> _Task requirements_
Find each line with the word "index" and copy it.

> _Raw records_
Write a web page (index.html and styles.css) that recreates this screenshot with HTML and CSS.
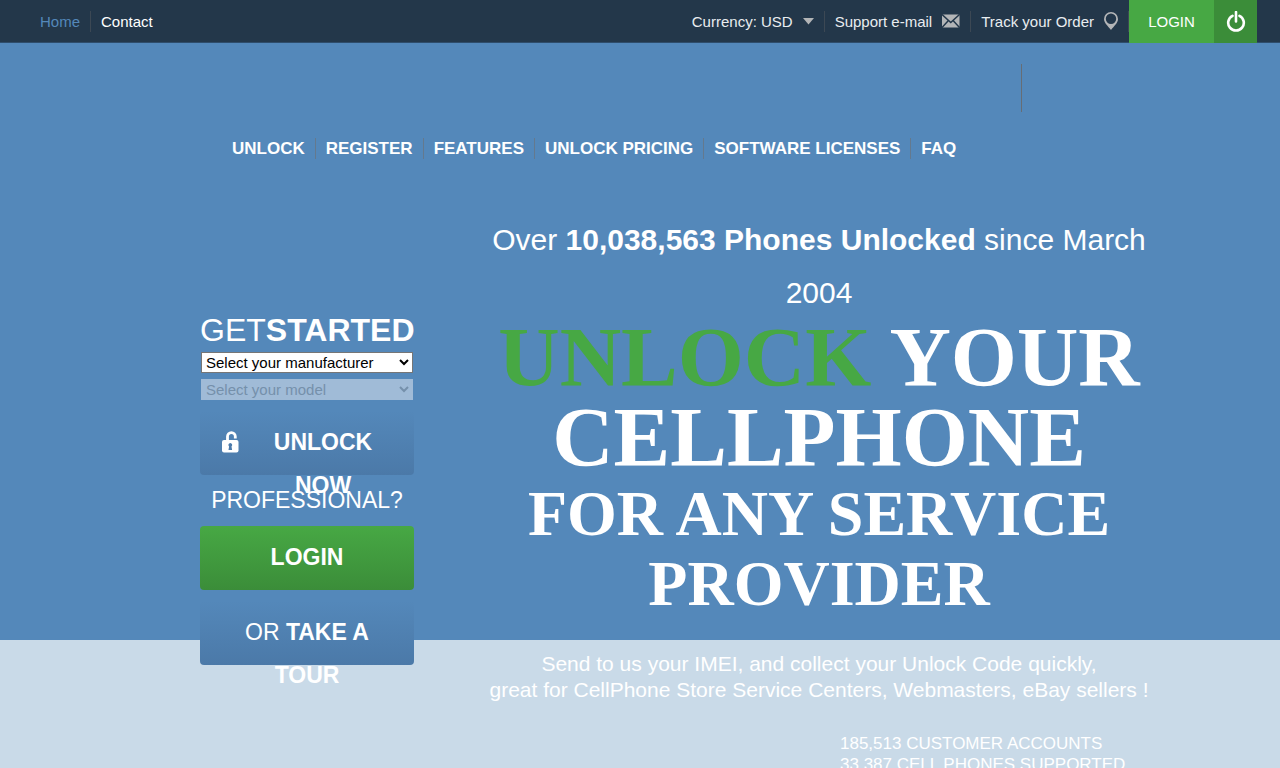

--

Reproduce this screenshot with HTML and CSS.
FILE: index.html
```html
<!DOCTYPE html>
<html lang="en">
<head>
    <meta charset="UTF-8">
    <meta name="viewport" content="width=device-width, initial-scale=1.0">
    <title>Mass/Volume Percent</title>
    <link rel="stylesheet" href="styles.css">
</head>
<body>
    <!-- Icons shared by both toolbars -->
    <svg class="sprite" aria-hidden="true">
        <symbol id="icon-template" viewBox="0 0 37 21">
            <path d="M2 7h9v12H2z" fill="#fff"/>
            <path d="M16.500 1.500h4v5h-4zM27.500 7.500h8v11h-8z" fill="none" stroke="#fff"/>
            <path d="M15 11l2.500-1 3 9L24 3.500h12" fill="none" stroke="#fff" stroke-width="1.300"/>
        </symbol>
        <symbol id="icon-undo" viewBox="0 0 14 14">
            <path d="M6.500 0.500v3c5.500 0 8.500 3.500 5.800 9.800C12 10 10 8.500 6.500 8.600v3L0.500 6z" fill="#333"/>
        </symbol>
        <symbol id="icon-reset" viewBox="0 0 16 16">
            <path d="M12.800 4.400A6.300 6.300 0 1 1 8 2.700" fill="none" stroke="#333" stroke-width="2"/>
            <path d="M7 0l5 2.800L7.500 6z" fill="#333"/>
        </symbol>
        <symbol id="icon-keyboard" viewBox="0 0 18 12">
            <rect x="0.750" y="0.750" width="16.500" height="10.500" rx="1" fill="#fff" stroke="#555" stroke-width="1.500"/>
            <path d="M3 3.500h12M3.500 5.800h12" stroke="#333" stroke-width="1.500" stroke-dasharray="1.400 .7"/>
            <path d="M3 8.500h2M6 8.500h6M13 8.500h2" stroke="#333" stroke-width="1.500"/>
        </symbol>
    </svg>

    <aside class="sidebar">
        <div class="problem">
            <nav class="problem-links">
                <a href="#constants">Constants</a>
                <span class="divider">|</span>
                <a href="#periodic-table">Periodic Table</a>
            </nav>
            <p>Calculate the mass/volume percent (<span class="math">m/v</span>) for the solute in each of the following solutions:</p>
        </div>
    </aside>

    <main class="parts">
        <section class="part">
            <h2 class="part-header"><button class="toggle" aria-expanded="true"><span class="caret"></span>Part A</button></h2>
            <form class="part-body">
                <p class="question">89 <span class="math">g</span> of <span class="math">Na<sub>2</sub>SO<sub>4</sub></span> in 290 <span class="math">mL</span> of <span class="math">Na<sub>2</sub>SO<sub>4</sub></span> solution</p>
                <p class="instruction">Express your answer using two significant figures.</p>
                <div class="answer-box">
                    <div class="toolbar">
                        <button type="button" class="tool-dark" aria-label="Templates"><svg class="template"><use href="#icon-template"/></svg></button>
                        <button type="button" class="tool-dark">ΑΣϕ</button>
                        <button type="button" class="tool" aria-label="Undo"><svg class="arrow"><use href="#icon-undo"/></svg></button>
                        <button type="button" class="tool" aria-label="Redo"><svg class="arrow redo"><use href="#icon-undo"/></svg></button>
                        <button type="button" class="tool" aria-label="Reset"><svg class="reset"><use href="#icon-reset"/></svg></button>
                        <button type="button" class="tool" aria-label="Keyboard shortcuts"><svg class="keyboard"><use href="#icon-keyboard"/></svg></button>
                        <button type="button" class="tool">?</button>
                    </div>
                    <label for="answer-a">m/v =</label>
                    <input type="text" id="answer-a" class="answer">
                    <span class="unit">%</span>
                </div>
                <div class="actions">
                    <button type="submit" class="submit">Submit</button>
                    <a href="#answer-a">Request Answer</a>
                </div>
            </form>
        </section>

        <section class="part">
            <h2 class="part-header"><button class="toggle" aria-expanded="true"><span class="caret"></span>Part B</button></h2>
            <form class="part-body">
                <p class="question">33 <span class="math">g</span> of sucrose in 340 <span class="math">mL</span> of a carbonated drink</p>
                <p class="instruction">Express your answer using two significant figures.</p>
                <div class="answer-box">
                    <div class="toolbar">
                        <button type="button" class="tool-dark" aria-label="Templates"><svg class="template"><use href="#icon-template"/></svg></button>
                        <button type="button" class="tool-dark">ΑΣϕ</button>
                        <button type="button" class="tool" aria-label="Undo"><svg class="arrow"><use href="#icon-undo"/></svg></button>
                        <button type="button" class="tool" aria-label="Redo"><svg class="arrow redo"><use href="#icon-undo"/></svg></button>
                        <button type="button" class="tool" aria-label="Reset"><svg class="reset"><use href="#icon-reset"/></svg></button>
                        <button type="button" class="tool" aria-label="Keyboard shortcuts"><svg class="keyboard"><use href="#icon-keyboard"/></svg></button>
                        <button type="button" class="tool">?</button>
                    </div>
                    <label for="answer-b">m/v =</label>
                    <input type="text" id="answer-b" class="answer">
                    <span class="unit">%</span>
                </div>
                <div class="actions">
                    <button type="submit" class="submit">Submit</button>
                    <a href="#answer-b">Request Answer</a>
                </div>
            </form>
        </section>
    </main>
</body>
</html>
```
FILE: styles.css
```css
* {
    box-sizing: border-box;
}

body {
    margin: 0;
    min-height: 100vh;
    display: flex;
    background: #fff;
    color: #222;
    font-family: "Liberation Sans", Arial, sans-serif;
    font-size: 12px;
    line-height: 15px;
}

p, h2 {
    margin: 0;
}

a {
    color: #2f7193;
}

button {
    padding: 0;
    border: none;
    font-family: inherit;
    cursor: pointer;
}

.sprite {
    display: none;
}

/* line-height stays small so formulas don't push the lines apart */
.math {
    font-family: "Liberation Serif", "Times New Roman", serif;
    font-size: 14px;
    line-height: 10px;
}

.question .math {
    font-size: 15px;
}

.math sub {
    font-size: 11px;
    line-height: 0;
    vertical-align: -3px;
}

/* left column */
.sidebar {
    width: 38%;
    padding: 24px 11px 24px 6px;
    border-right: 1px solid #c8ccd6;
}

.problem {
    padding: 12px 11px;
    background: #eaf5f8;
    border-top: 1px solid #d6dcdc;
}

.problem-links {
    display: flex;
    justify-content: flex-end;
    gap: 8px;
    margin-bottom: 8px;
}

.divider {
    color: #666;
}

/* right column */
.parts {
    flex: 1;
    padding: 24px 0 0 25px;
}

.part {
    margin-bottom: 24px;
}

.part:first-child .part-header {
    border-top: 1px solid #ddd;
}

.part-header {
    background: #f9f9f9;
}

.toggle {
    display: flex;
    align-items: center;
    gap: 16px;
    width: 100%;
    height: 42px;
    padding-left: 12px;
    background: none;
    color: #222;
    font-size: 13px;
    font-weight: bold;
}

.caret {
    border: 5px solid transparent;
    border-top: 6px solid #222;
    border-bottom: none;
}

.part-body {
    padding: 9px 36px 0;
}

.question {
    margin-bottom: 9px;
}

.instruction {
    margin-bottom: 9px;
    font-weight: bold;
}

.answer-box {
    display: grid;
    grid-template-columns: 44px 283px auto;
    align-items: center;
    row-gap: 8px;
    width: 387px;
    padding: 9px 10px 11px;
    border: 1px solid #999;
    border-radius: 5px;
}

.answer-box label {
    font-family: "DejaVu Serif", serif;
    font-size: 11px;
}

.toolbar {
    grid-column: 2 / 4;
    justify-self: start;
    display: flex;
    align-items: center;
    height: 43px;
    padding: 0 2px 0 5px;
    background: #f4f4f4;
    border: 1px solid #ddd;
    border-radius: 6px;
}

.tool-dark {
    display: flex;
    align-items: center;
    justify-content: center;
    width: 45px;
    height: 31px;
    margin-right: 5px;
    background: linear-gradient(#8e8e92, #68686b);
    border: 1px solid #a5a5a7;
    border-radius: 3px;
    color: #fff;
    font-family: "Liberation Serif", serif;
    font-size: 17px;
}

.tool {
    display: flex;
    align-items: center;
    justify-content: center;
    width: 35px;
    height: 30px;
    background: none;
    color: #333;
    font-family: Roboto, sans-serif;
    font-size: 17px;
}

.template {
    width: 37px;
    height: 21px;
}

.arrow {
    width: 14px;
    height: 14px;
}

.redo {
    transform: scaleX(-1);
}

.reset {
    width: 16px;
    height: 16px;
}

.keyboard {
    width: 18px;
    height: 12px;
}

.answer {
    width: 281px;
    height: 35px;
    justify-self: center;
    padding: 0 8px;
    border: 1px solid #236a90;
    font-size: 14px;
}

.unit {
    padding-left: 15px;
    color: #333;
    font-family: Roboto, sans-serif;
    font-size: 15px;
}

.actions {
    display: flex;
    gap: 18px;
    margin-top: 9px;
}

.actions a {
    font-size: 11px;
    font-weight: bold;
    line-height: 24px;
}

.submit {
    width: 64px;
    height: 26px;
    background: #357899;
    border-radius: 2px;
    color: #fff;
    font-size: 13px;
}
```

> _Result for this task_
Write a web page (index.html and styles.css) that recreates this screenshot with HTML and CSS.
FILE: index.html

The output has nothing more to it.